**Stated exercise:**
What lines of the data include the string "components"? Copy them all.

**Data section:**

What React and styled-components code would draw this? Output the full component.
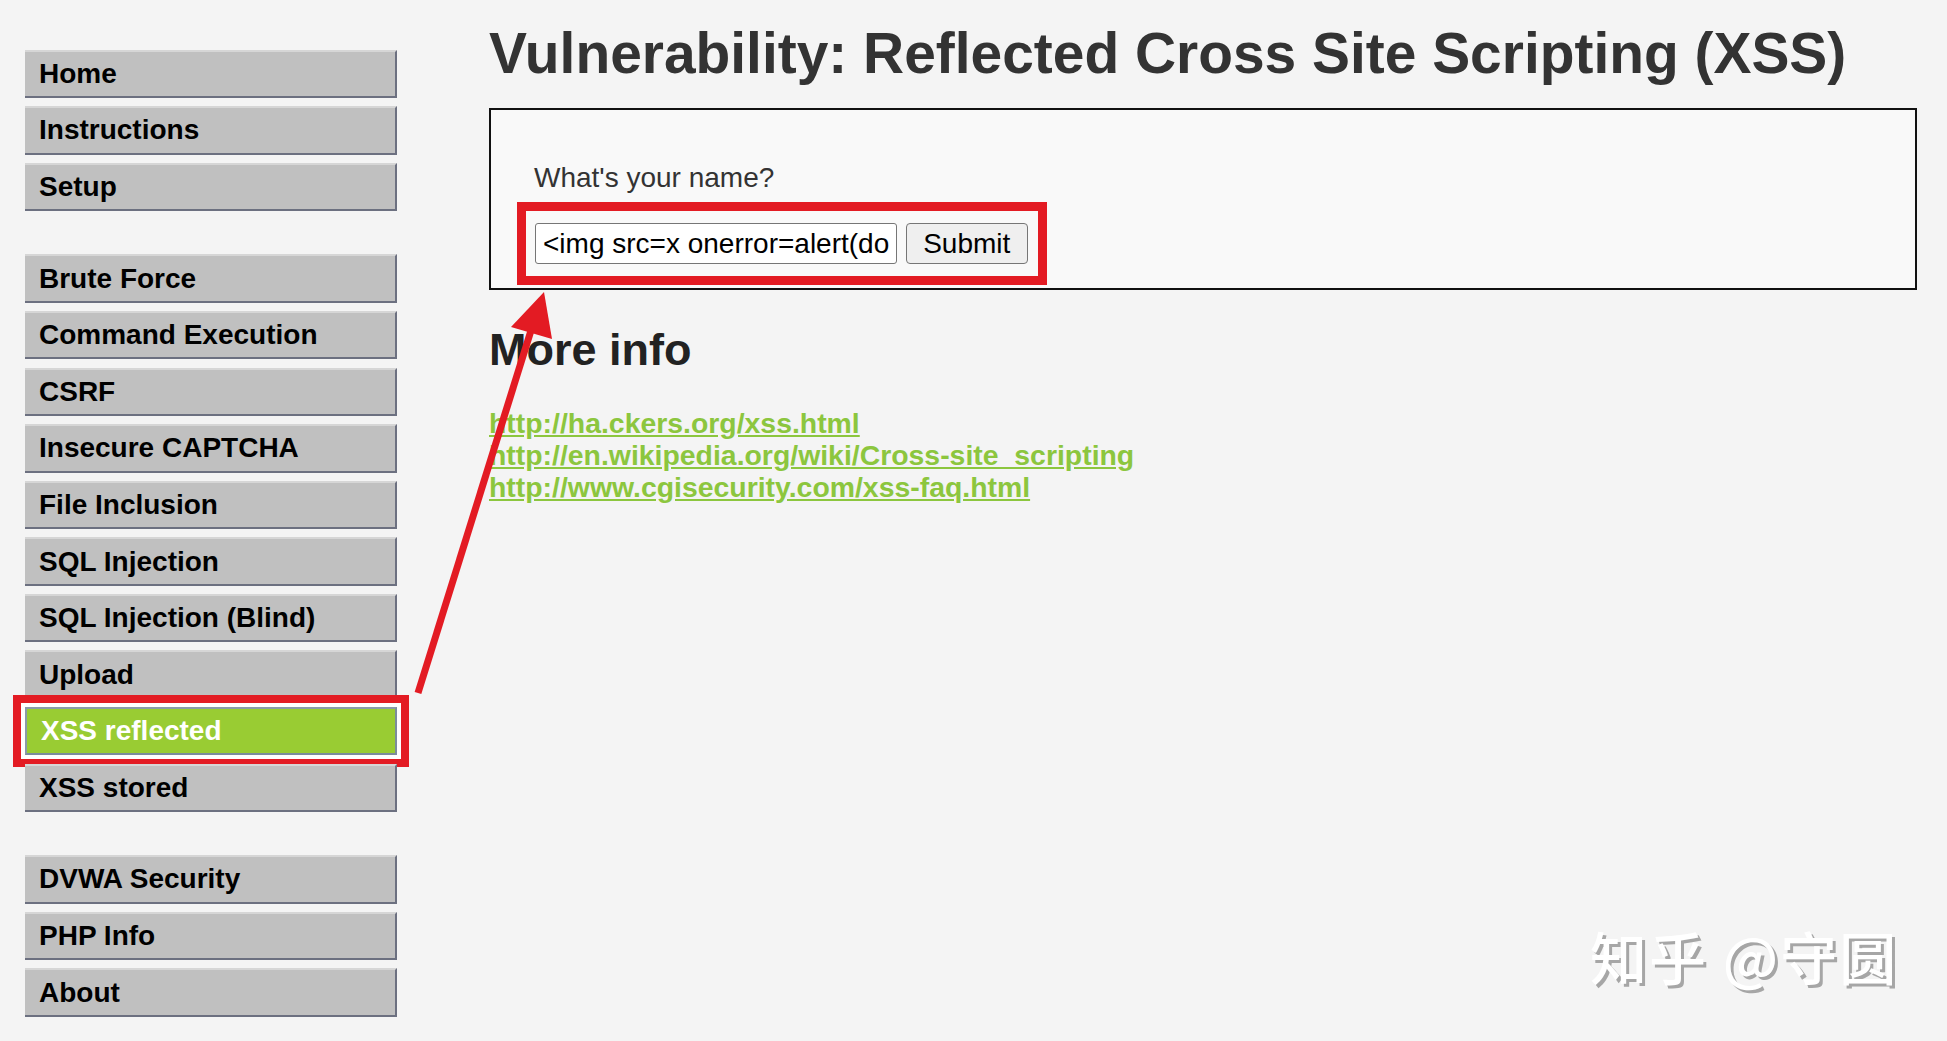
import styled, { createGlobalStyle } from "styled-components";

const GlobalStyle = createGlobalStyle`
    html, body {
        margin: 0;
        padding: 0;
        background: #f4f4f4;
        font-family: "Liberation Sans", Arial, sans-serif;
        color: #333;
    }
`;

const Page = styled.div`
    position: relative;
    display: flex;
    align-items: flex-start;
    min-height: 1041px;
    padding-left: 25px;
    box-sizing: border-box;
    overflow: hidden;
`;

const Menu = styled.div`
    width: 372px;
    margin-top: 49.7px;
    display: flex;
    flex-direction: column;
    gap: 43.2px;
`;

const MenuGroup = styled.ul`
    list-style: none;
    margin: 0;
    padding: 0;
    display: flex;
    flex-direction: column;
    gap: 8.2px;
`;

const MenuItem = styled.li`
    height: 48.4px;
    box-sizing: border-box;
    display: flex;
    align-items: center;
    padding-left: 14px;
    font-weight: bold;
    font-size: 28px;
    background: ${(p) => (p.$selected ? "#99cc33" : "#c0c0c0")};
    color: ${(p) => (p.$selected ? "#fff" : "#000")};
    border-top: 2px solid ${(p) => (p.$selected ? "#8a9aa8" : "#d6d6d6")};
    border-left: ${(p) => (p.$selected ? "2px solid #8a9aa8" : "none")};
    border-right: 2px solid ${(p) => (p.$selected ? "#7c8c9c" : "#6c7080")};
    border-bottom: 2px solid ${(p) => (p.$selected ? "#7c8c9c" : "#6c7080")};
    ${(p) =>
        p.$selected &&
        `
        box-shadow: 0 0 0 4px #fff;
        outline: 8.5px solid #e31b23;
        outline-offset: 4px;
    `}
`;

const Main = styled.div`
    flex: 1;
    margin-left: 92px;
    margin-right: 30px;
`;

const Title = styled.h1`
    margin: 20px 0 0;
    font-size: 56.9px;
    line-height: 66px;
    font-weight: bold;
    color: #333;
`;

const FormBox = styled.div`
    margin-top: 22px;
    border: 2px solid #111;
    background: #f9f9f9;
    padding: 52px 0 12px 43px;
`;

const Prompt = styled.p`
    margin: 0 0 17px;
    font-size: 28px;
    line-height: 32px;
    color: #333;
`;

const FormRow = styled.div`
    display: inline-flex;
    gap: 9.5px;
    padding: 12px 10px 12px 9.5px;
    margin-left: -8.5px;
    outline: 9px solid #e31b23;
`;

const TextInput = styled.input`
    width: 361.5px;
    height: 41px;
    box-sizing: border-box;
    padding: 0 7px;
    border: 1px solid #767676;
    border-radius: 3px;
    background: #fff;
    font-family: "Liberation Sans", Arial, sans-serif;
    font-size: 28px;
    color: #000;
`;

const SubmitButton = styled.button`
    width: 121.5px;
    height: 41px;
    padding: 0;
    border: 1px solid #767676;
    border-radius: 4px;
    background: #efefef;
    font-family: "Liberation Sans", Arial, sans-serif;
    font-size: 28px;
    color: #000;
`;

const SubHeading = styled.h2`
    margin: 34px 0 0;
    font-size: 45px;
    line-height: 52px;
    font-weight: bold;
    color: #222;
`;

const LinkList = styled.ul`
    list-style: none;
    margin: 31px 0 0;
    padding: 0;
`;

const LinkItem = styled.li`
    font-size: 28.4px;
    line-height: 32px;
    font-weight: bold;

    a {
        color: #8cc63e;
        text-decoration: underline;
    }
`;

const Arrow = styled.svg`
    position: absolute;
    left: 0;
    top: 0;
    pointer-events: none;
`;

const Watermark = styled.div`
    position: absolute;
    left: 1590px;
    top: 914px;
    font-family: "Noto Sans CJK SC", sans-serif;
    font-size: 57px;
    font-weight: 500;
    color: #fff;
    text-shadow: 3px 3px 0 #a6a6a6;
    letter-spacing: 2px;
`;

const menuGroups = [
    ["Home", "Instructions", "Setup"],
    [
        "Brute Force",
        "Command Execution",
        "CSRF",
        "Insecure CAPTCHA",
        "File Inclusion",
        "SQL Injection",
        "SQL Injection (Blind)",
        "Upload",
        "XSS reflected",
        "XSS stored",
    ],
    ["DVWA Security", "PHP Info", "About"],
];

const links = [
    "http://ha.ckers.org/xss.html",
    "http://en.wikipedia.org/wiki/Cross-site_scripting",
    "http://www.cgisecurity.com/xss-faq.html",
];

const App = () => (
    <>
        <GlobalStyle />
        <Page>
            <Menu>
                {menuGroups.map((group, i) => (
                    <MenuGroup key={i}>
                        {group.map((label) => (
                            <MenuItem key={label} $selected={label === "XSS reflected"}>
                                {label}
                            </MenuItem>
                        ))}
                    </MenuGroup>
                ))}
            </Menu>
            <Main>
                <Title>Vulnerability: Reflected Cross Site Scripting (XSS)</Title>
                <FormBox>
                    <Prompt>What's your name?</Prompt>
                    <FormRow>
                        <TextInput defaultValue="<img src=x onerror=alert(document.cookie)>" />
                        <SubmitButton>Submit</SubmitButton>
                    </FormRow>
                </FormBox>
                <SubHeading>More info</SubHeading>
                <LinkList>
                    {links.map((href) => (
                        <LinkItem key={href}>
                            <a href={href}>{href}</a>
                        </LinkItem>
                    ))}
                </LinkList>
            </Main>
            <Arrow width="1947" height="1041" viewBox="0 0 1947 1041">
                <line x1="418" y1="693" x2="533" y2="324" stroke="#e31b23" strokeWidth="7" />
                <polygon points="544,292 511,327 552,339" fill="#e31b23" />
            </Arrow>
            <Watermark>知乎 @守圆</Watermark>
        </Page>
    </>
);

export default App;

**Written solution:**
What React and styled-components code would draw this? Output the full component.
import styled, { createGlobalStyle } from "styled-components";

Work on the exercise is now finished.